Empowering Women for Peace was the title of an event on Thursday led by World Bank CEO Kristalina Georgieva. The event featured government leaders from around the world, as well as women entrepreneurs living and working in fragile settings, who have overcome immense obstacles to launch and maintain their businesses. Among the panelists: Mayor of Baghdad Thikra Alwash, Deputy Minister of International Development Diane Jacovella; Egyptian Minister of Investment and Cooperation Sahar Nasr; Patricia Veringa-Gieskes, CEO of The Job Factory DRC; SheFighter Self-Defense Training founder and entrepreneur Lina Khalifeh of Jordan; and Sigrid Kaag, The Netherlands’ Minister for Foreign Trade and Development Cooperation. The panel was moderated by Financial Times Deputy Editor Roula Khalaf.
Egypt’s Nasr relayed how her government is working to empower women. 2018 is “The Year of the Woman” in Egypt and, for the first time the country has six women ministers in government. Nasr noted that this has enabled the country to better include women’s issues in lawmaking processes. A new investment law in Egypt, she said, provides for equal access by gender, to land, finance, and investment opportunities. Nasar thanked the World Bank for its projects and programs that are providing greater access to finance and training opportunities for women.
Georgieva noted the World Bank’s US$1 billion vehicle for women entrepreneurs. Gender equality, she said, is good economics.

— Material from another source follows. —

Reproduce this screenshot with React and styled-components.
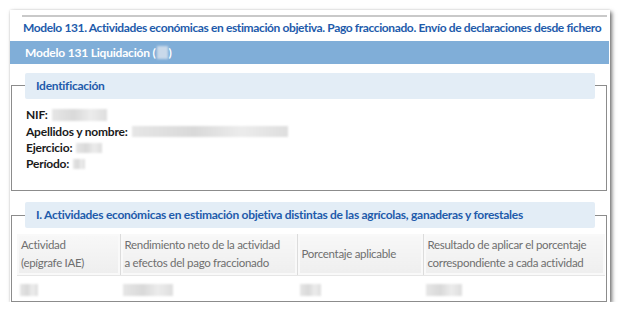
import React from 'react';
import styled, { createGlobalStyle } from 'styled-components';

const GlobalStyle = createGlobalStyle`
  html, body {
    margin: 0;
    padding: 0;
    background: #ffffff;
  }
  body {
    font-family: Lato, "Open Sans", "Noto Sans", sans-serif;
  }
`;

const Card = styled.div`
  margin: 10px 0 0 10px;
  width: 600px;
  height: 292px;
  background: #fff;
  box-shadow: 2px 2px 4px rgba(0, 0, 0, 0.55), 0 0 2px rgba(0, 0, 0, 0.12);
  overflow: hidden;
  display: flex;
  flex-direction: column;
`;

const TopRule = styled.div`
  margin: 5px 3px 0 12px;
  height: 2px;
  background: #c9c9c9;
`;

const PageTitle = styled.h1`
  margin: 0;
  padding: 0 0 0 13px;
  height: 25px;
  line-height: 21px;
  font-size: 12px;
  letter-spacing: -0.38px;
  font-weight: 700;
  color: #1e5bab;
  white-space: nowrap;
`;

const Bar = styled.div`
  height: 23px;
  margin-right: 1px;
  background: #80aed8;
  color: #fff;
  font-size: 12px;
  letter-spacing: -0.2px;
  font-weight: 700;
  line-height: 23px;
  padding-left: 15px;
  display: flex;
  align-items: center;
`;

const Blur = styled.span`
  display: inline-block;
  width: ${p => p.$w}px;
  height: ${p => p.$h || 11}px;
  margin: ${p => p.$m || '0'};
  background: ${p => p.$bg || 'linear-gradient(90deg, #e6e6e6, #d9d9d9 40%, #ececec 70%, #dedede)'};
  filter: blur(0.8px);
  vertical-align: middle;
`;

const Fieldset = styled.fieldset`
  margin: ${p => p.$mt}px 3px 0 1px;
  padding: 0;
  border: 1px solid #8c8c8c;
  min-width: 0;
  height: ${p => p.$h}px;
  box-sizing: border-box;
`;

const Legend = styled.legend`
  box-sizing: border-box;
  width: 570px;
  height: 26px;
  margin-left: 13px;
  padding: 0 0 0 11px;
  background: #e3edf6;
  border-radius: 2px;
  color: #1e5bab;
  font-size: 12px;
  letter-spacing: -0.28px;
  font-weight: 700;
  line-height: 26px;
`;

const Fields = styled.div`
  padding: 8px 0 0 14px;
  display: flex;
  flex-direction: column;
`;

const Field = styled.div`
  height: 16px;
  margin-top: ${p => p.$mt || 0}px;
  display: flex;
  align-items: center;
  font-size: 12px;
  letter-spacing: -0.2px;
  font-weight: 700;
  color: #1a1a1a;
`;

const Label = styled.span`
  margin-right: 4px;
`;

const Table = styled.table`
  width: 588px;
  margin: 6px 0 0 5px;
  border-collapse: collapse;
  table-layout: fixed;
  font-size: 11.5px;
  letter-spacing: -0.3px;
  color: #6f6f6f;
`;

const HeadCell = styled.th`
  box-sizing: border-box;
  width: ${p => p.$w}px;
  height: 41px;
  padding: 2px 4px;
  text-align: left;
  vertical-align: middle;
  font-weight: 400;
  line-height: 18px;
  white-space: nowrap;
  background: linear-gradient(#f8f8f8, #eeeeee);
  border-left: 1px solid #dcdcdc;
  border-bottom: 1px solid #e6e6e6;
  box-shadow: inset 0 0 0 2px #f9f9f9;
  &:first-child { border-left: none; }
`;

const Cell = styled.td`
  height: 26px;
  padding: 0 3px;
  vertical-align: middle;
`;

const columns = [
  { w: 103, text: ['Actividad', '(epígrafe IAE)'], blur: 18 },
  { w: 177, text: ['Rendimiento neto de la actividad', 'a efectos del pago fraccionado'], blur: 50 },
  { w: 126, text: ['Porcentaje aplicable'], blur: 21 },
  { w: 182, text: ['Resultado de aplicar el porcentaje', 'correspondiente a cada actividad'], blur: 36 },
];

export default function App() {
  return (
    <>
      <GlobalStyle />
      <Card>
        <TopRule />
        <PageTitle>
          Modelo 131. Actividades económicas en estimación objetiva. Pago fraccionado. Envío de declaraciones desde fichero
        </PageTitle>
        <Bar>
          Modelo 131 Liquidación (
          <Blur $w={11} $h={13} $m="0 1px" $bg="#c9d9ea" />
          )
        </Bar>

        <Fieldset $mt={9} $h={123}>
          <Legend>Identificación</Legend>
          <Fields>
            <Field>
              <Label>NIF:</Label>
              <Blur $w={55} $h={12} />
            </Field>
            <Field $mt={1}>
              <Label>Apellidos y nombre:</Label>
              <Blur $w={156} />
            </Field>
            <Field>
              <Label>Ejercicio:</Label>
              <Blur $w={26} $h={10} />
            </Field>
            <Field>
              <Label>Período:</Label>
              <Blur $w={12} $h={10} />
            </Field>
          </Fields>
        </Fieldset>

        <Fieldset $mt={11} $h={100}>
          <Legend>I. Actividades económicas en estimación objetiva distintas de las agrícolas, ganaderas y forestales</Legend>
          <Table>
            <thead>
              <tr>
                {columns.map(c => (
                  <HeadCell key={c.text[0]} $w={c.w}>
                    {c.text[0]}
                    {c.text[1] && <br />}
                    {c.text[1]}
                  </HeadCell>
                ))}
              </tr>
            </thead>
            <tbody>
              <tr>
                {columns.map(c => (
                  <Cell key={c.text[0]}>
                    <Blur $w={c.blur} $h={12} />
                  </Cell>
                ))}
              </tr>
            </tbody>
          </Table>
        </Fieldset>
      </Card>
    </>
  );
}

Khalifeh engaged the audience with the story of her business. After a friend in college came to class bruised following a beating by male members of her family, she was inspired. Angry that her friend felt helpless, Khalifeh started a self-defense class for women in her parents’ basement. Since 2010, SheFighters has trained some 15,000 women worldwide, including 3,000 Syrian women in refugee camps.
Thikra Alwash, Mayor of Baghdad, said that in Iraq, the conflict with Daesh has affected the economy, which in turn has affected financing and economic opportunities for women. According to Alwash, including women’s voices is vital to the peace and reconciliation process. Without women’s voices, she said, societies can’t solve the root problems they face. Alwash expressed pride that, despite the conflict, there are many women-led projects all over Iraq in a myriad of sectors. She lauded the need for men as champions for women’s rights.

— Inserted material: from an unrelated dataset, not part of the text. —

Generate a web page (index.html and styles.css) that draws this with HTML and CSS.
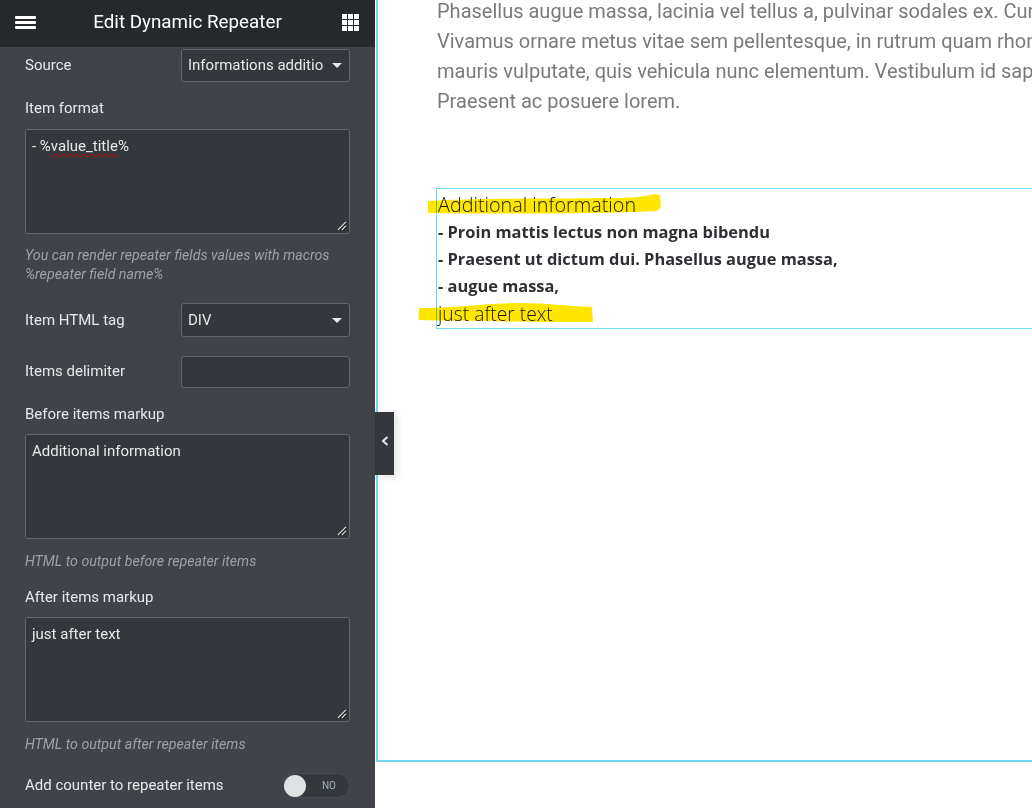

Canadian minister Jacovella encouraged women, in all their roles, to speak up. We need to ask for the involvement of women, and make sure that everything we do is contributing to gender equality, and a strong civil society, which means supporting local women's organizations, she said.

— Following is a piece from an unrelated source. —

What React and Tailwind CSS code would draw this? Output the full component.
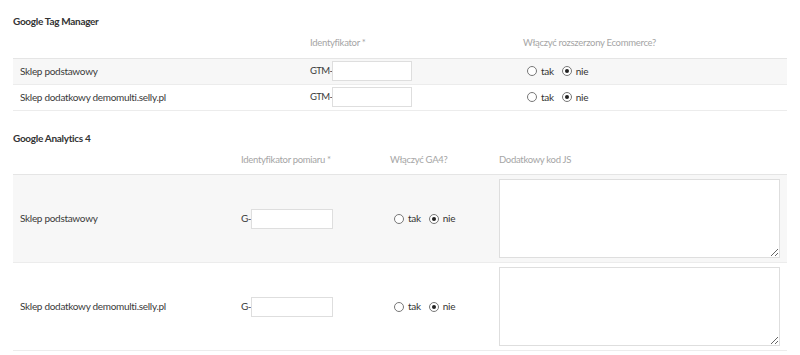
import React from 'react';

const Radio = ({ checked }) => (
  <span className="inline-flex h-[10px] w-[10px] items-center justify-center rounded-full border border-[#777] bg-white">
    {checked && <span className="h-[4px] w-[4px] rounded-full bg-[#222]" />}
  </span>
);

const YesNo = () => (
  <div className="ml-[4px] flex items-center text-[10px] text-[#333]">
    <Radio />
    <span className="ml-[4px] mr-[8px]">tak</span>
    <Radio checked />
    <span className="ml-[4px]">nie</span>
  </div>
);

const shops = ['Sklep podstawowy', 'Sklep dodatkowy demomulti.selly.pl'];

const App = () => {
  return (
    <div className="h-[355px] w-[800px] bg-white px-[13px] font-['Lato','Open_Sans',sans-serif] text-[10px] tracking-[-0.3px] text-[#3a3a3a]">
      <h3 className="pt-[15px] text-[10px] font-bold leading-[13px] text-[#333]">Google Tag Manager</h3>

      <table className="w-full table-fixed border-collapse">
        <colgroup>
          <col className="w-[290px]" />
          <col className="w-[213px]" />
          <col />
        </colgroup>
        <thead>
          <tr className="h-[30px] border-b border-[#e5e5e5] text-left text-[9.5px] text-[#a5a5a5]">
            <th className="px-[7px] font-normal"></th>
            <th className="px-[7px] pb-[7px] align-bottom font-normal">Identyfikator *</th>
            <th className="px-[7px] pb-[7px] align-bottom font-normal">Włączyć rozszerzony Ecommerce?</th>
          </tr>
        </thead>
        <tbody>
          {shops.map((shop, i) => (
            <tr key={shop} className={`h-[26px] border-b border-[#ececec] ${i === 0 ? 'bg-[#f7f7f7]' : 'bg-white'}`}>
              <td className="px-[7px]">{shop}</td>
              <td className="px-[7px]">
                <div className="flex items-center">
                  <span className="text-[9.5px] tracking-[-0.6px]">GTM-</span>
                  <input className="h-[20px] w-[80px] border border-[#dedede] bg-white outline-none" />
                </div>
              </td>
              <td className="px-[7px]">
                <YesNo />
              </td>
            </tr>
          ))}
        </tbody>
      </table>

      <h3 className="mt-[21px] text-[10px] font-bold leading-[13px] text-[#333]">Google Analytics 4</h3>

      <table className="w-full table-fixed border-collapse">
        <colgroup>
          <col className="w-[221px]" />
          <col className="w-[149px]" />
          <col className="w-[109px]" />
          <col />
        </colgroup>
        <thead>
          <tr className="h-[30px] border-b border-[#e5e5e5] text-left text-[9.5px] text-[#a5a5a5]">
            <th className="px-[7px] font-normal"></th>
            <th className="px-[7px] pb-[7px] align-bottom font-normal">Identyfikator pomiaru *</th>
            <th className="px-[7px] pb-[7px] align-bottom font-normal">Włączyć GA4?</th>
            <th className="px-[7px] pb-[7px] align-bottom font-normal">Dodatkowy kod JS</th>
          </tr>
        </thead>
        <tbody>
          {shops.map((shop, i) => (
            <tr key={shop} className={`h-[88px] border-b border-[#ececec] ${i === 0 ? 'bg-[#f7f7f7]' : 'bg-white'}`}>
              <td className="px-[7px]">{shop}</td>
              <td className="px-[7px]">
                <div className="flex items-center">
                  <span className="tracking-[-0.6px]">G-</span>
                  <input className="h-[20px] w-[82px] border border-[#dedede] bg-white outline-none" />
                </div>
              </td>
              <td className="px-[7px]">
                <YesNo />
              </td>
              <td className="py-[3px] pl-[7px] pr-[7px]">
                <textarea className="block h-[79px] w-full resize-y border border-[#dedede] bg-white outline-none" />
              </td>
            </tr>
          ))}
        </tbody>
      </table>
    </div>
  );
};

export default App;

Kaag, from The Netherlands, said that we (governments, international organizations, etc.) must show women in refugee situations that we have high ambitions for them. These women, according to Kaag, do triple jobs as mothers, caretakers, and providers of income.
Veringa-Gieskes, who lives in Kinshasa, DRC, noted the importance of women entrepreneurs as change makers and welcomed the opportunity for more women to hold positions that allow them a seat at the decision-making level.